TASK DESCRIPTION: Your task is to locate every line holding the string "that" and to copy each of them.

GIVEN RECORDS:
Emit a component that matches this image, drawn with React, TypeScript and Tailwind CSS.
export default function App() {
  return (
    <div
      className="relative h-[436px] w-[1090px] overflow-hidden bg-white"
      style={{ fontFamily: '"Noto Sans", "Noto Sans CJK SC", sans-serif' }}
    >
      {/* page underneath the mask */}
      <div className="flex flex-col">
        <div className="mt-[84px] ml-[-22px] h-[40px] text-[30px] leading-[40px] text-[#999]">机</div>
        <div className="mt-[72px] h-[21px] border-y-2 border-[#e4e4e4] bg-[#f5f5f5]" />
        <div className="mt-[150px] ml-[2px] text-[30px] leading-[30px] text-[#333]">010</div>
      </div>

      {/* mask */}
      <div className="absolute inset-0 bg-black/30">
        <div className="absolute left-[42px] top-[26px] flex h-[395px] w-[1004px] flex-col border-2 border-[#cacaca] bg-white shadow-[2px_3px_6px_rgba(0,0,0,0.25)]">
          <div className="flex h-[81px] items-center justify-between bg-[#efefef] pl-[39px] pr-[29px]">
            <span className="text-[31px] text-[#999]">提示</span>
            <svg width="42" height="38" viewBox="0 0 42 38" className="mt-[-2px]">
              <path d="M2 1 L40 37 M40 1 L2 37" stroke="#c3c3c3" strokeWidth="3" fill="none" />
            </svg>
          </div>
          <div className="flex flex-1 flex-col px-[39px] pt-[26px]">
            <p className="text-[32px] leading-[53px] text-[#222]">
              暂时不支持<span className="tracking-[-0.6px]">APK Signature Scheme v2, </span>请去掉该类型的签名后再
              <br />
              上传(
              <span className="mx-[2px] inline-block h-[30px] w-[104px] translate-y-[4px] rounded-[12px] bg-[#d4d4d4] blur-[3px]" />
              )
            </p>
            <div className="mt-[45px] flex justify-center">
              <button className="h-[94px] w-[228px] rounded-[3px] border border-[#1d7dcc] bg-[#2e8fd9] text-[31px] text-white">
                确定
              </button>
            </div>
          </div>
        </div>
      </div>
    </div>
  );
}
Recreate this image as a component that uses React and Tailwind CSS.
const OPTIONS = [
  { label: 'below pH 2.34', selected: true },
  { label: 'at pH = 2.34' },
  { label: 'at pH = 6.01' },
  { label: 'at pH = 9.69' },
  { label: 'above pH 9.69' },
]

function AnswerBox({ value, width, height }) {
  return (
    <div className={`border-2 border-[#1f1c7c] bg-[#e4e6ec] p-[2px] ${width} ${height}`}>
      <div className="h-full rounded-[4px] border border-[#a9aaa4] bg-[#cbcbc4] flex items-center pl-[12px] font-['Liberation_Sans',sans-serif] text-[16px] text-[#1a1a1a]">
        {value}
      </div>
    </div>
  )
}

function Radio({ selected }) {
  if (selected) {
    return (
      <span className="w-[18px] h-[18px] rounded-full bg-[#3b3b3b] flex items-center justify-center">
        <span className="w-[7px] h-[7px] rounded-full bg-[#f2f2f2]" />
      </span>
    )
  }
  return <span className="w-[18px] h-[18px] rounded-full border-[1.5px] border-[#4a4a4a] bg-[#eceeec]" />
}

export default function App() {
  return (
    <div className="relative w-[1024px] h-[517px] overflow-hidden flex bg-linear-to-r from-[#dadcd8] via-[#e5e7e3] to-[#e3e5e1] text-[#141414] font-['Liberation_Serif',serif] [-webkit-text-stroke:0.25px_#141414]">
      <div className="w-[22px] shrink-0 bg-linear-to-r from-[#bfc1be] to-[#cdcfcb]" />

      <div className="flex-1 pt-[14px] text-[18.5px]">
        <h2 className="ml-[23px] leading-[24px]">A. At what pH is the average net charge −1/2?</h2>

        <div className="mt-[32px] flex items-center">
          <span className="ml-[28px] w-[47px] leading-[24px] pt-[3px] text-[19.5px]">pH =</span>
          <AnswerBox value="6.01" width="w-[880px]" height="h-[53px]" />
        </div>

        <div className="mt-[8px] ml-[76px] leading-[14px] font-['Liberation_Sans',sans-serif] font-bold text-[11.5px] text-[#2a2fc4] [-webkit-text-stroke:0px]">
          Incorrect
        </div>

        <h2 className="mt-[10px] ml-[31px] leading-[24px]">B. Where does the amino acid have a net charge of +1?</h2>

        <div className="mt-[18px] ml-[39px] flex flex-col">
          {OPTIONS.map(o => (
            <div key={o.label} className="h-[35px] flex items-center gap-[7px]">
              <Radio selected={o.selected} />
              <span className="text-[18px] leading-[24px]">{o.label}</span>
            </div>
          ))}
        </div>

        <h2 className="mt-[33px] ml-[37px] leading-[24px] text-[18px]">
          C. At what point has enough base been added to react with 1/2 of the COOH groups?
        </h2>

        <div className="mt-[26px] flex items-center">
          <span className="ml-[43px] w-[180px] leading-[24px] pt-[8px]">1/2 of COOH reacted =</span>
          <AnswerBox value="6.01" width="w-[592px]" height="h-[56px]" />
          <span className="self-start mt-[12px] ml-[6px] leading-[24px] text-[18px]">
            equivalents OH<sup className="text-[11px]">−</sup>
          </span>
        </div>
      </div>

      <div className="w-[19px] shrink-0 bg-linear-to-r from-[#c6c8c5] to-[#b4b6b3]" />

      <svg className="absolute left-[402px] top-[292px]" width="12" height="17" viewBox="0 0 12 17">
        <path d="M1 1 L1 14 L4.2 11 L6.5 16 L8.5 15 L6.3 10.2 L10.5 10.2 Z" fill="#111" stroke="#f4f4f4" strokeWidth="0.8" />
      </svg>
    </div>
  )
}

---

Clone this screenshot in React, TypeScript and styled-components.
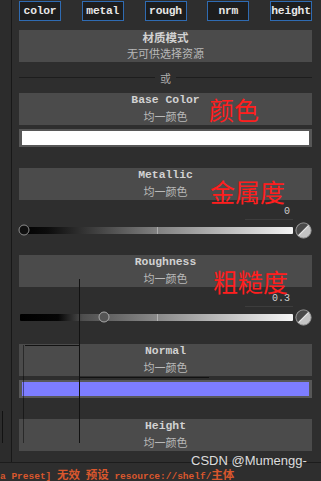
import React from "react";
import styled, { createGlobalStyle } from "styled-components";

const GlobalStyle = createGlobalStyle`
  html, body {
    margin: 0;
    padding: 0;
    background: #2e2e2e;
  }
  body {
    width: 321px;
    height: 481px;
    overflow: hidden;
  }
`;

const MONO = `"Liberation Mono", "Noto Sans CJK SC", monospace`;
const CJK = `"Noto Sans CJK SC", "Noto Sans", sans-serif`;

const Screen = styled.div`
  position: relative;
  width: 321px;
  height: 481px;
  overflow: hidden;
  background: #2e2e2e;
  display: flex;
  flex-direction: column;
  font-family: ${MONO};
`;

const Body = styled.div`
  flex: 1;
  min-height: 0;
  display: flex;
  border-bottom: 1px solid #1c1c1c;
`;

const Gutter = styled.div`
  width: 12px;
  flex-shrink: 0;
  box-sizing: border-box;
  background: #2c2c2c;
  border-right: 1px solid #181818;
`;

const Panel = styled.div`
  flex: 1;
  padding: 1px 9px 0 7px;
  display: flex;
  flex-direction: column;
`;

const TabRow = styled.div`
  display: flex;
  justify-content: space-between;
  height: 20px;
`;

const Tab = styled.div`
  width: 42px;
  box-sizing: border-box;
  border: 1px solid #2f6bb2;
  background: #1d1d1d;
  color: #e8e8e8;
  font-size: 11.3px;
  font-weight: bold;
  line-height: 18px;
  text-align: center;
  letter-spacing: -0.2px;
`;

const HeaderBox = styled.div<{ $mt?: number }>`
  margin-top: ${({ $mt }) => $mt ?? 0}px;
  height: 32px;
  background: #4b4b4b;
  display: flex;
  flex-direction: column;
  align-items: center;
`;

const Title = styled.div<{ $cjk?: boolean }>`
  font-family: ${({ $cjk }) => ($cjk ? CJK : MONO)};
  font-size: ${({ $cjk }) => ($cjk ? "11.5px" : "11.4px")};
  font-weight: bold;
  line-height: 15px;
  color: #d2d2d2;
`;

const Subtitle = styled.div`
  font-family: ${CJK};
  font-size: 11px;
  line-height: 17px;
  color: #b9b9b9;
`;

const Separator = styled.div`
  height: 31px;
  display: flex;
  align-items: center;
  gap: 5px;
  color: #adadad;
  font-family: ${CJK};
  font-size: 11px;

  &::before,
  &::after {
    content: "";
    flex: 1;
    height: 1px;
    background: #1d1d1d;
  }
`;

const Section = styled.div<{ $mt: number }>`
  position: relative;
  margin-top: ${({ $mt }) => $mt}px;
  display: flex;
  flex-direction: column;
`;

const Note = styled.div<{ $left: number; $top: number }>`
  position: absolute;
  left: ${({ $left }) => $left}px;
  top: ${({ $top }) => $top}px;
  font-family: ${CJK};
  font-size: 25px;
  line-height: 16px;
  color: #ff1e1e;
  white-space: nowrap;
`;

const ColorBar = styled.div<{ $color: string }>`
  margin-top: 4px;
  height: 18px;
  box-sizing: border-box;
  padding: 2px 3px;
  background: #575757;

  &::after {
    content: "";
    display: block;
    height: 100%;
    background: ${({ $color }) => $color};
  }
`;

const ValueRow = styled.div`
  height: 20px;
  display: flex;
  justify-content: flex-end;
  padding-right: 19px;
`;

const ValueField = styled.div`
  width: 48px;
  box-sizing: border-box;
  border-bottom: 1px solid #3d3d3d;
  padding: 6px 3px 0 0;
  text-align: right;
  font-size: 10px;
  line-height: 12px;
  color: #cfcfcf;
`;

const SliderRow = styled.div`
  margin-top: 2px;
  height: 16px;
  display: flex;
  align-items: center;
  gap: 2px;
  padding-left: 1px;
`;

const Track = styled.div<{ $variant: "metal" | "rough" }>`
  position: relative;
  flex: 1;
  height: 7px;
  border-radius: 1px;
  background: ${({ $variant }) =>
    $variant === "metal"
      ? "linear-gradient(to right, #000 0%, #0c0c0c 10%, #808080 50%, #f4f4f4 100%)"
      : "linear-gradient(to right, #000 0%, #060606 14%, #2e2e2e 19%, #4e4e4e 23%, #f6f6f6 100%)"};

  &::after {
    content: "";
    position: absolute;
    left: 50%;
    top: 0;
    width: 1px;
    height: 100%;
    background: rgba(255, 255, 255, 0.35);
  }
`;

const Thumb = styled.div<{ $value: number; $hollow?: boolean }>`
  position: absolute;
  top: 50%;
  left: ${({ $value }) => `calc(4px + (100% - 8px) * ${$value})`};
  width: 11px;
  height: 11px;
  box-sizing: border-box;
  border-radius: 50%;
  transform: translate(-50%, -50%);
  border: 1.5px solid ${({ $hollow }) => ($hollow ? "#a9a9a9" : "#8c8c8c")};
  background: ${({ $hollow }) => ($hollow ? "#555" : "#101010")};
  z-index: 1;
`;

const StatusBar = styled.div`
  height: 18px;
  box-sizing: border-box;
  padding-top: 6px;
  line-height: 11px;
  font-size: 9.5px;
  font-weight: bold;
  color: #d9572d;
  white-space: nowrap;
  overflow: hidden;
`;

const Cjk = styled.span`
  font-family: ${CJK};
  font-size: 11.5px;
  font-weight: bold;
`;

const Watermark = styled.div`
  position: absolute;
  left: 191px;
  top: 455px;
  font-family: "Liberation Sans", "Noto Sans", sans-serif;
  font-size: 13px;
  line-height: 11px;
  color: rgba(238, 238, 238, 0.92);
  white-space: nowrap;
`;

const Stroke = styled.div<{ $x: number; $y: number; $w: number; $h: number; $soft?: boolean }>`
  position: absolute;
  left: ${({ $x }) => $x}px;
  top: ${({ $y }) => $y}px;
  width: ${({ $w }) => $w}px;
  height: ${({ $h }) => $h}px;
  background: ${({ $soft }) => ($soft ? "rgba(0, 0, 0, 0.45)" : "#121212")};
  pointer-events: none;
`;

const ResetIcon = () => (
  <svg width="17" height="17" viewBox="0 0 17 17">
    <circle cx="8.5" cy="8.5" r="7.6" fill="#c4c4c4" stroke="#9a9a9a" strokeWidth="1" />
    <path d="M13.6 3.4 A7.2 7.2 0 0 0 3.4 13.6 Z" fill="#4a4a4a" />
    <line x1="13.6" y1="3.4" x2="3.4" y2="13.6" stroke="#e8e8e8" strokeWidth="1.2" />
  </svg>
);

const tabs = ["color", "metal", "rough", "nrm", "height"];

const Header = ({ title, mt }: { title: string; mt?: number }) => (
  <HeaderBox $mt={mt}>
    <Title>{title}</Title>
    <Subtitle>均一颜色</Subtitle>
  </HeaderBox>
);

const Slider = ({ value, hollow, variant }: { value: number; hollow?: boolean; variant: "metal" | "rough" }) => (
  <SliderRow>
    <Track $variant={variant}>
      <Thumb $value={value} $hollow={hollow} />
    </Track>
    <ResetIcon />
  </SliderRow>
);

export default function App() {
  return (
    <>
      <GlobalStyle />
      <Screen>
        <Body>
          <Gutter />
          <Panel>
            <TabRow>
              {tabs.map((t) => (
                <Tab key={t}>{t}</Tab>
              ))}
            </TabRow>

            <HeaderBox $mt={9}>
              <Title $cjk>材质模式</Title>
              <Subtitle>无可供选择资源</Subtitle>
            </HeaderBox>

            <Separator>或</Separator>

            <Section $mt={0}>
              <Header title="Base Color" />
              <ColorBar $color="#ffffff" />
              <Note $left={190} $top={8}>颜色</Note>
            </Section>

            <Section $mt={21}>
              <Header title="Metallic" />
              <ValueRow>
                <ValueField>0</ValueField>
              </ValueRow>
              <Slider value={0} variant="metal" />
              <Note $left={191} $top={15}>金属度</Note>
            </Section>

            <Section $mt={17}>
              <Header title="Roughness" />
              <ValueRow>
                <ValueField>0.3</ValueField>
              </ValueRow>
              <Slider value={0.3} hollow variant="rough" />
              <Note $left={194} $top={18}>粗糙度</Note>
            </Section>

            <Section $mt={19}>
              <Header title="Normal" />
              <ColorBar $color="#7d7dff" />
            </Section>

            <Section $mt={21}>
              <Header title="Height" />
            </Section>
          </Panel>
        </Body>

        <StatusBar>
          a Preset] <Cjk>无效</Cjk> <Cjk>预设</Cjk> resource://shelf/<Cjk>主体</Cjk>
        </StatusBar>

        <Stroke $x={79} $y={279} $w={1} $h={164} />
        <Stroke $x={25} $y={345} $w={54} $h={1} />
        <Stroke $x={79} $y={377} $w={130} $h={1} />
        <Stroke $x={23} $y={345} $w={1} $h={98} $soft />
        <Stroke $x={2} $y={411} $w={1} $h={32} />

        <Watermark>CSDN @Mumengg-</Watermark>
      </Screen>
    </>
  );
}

==

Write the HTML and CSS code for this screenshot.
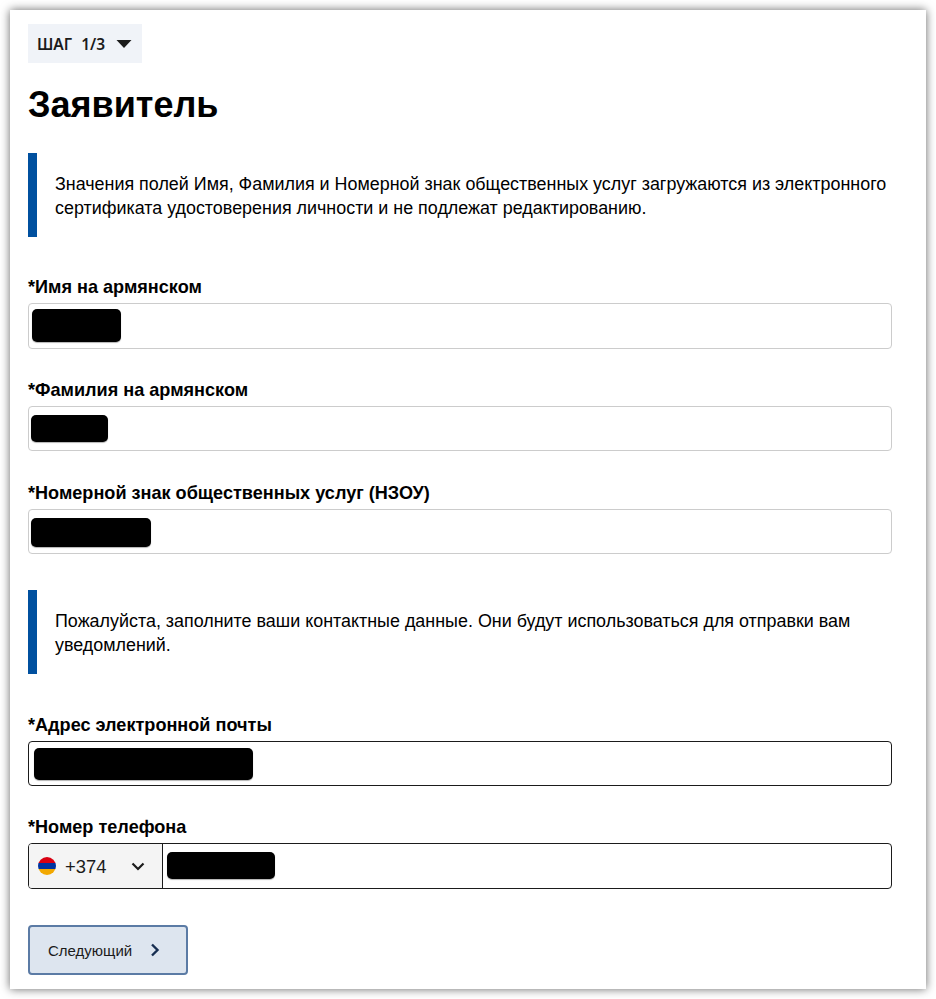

THE COMPLETED TASK:
Emit a component that matches this image, drawn with React, TypeScript and Tailwind CSS.
Recreate this image as a component that uses React and Tailwind CSS.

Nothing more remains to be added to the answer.